Three caveats we would want stated if we were evaluating this from outside. The efficiency numbers are measured on Flask and scikit-learn, chosen for reproducibility; your repo will differ, and the benchmark harness is public so you can run it on your own codebase. Quality is at parity in these runs, not better; the claim is that the agent does the same work with far less reading, not that it becomes smarter. And the short-task cost win requires the lean tool profile; a fully loaded MCP surface eats most of the navigation saving on quick questions.

Reproduce it

Everything above is in the benchmark repository: harness, configs, raw results, and the report the numbers are quoted from. Point repowise at your own repo with repowise init, or browse pre-indexed open-source repos to see the output on a codebase you already know.

FAQ

Are the 96% token numbers from the repowise codebase itself?

No, and that is deliberate. The token-efficiency and paired-agent benchmarks run on public repositories (Flask and scikit-learn) so the results are reproducible by anyone. The repowise codebase is where we use the tool daily; the public corpora are where we measure it.

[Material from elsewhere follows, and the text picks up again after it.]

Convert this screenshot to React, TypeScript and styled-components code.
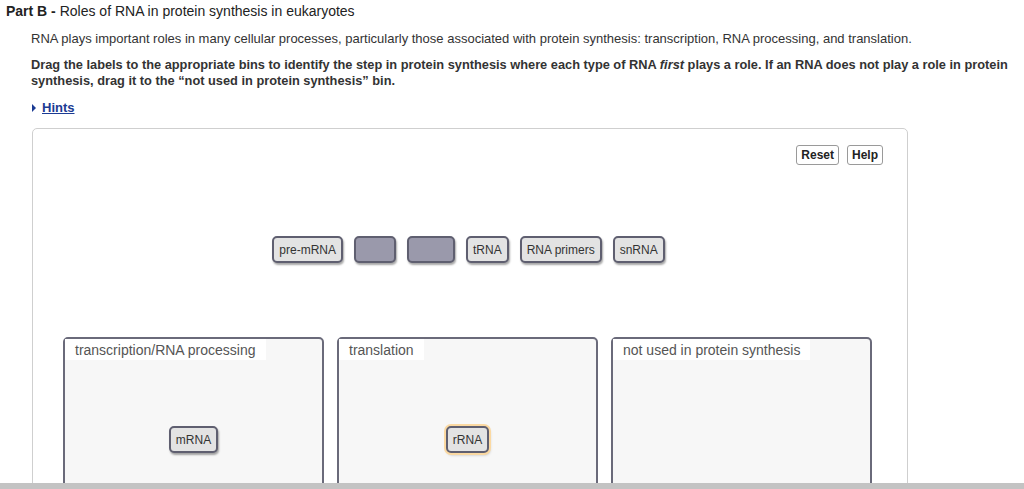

What does "quality at parity" mean?

Both agent configurations were scored by the same LLM judge on the same tasks. On Flask the mean scores were 8.82 (bare) vs 8.81 (with repowise); on scikit-learn, 8.72 vs 8.23. repowise reduces the work an agent does to reach an answer, measured as tokens, file reads, and tool calls. It does not claim to improve the answer.

Can I run the benchmark on my own repository?

Yes. The harness, configurations, and analysis scripts are in the public benchmark repository, and the token-efficiency script takes any git repo as input.

Does this require Claude Code?

No. The index is exposed over the Model Context Protocol, so it works with Claude Code, Cursor, Cline, Codex, and any other MCP client. One index serves every agent.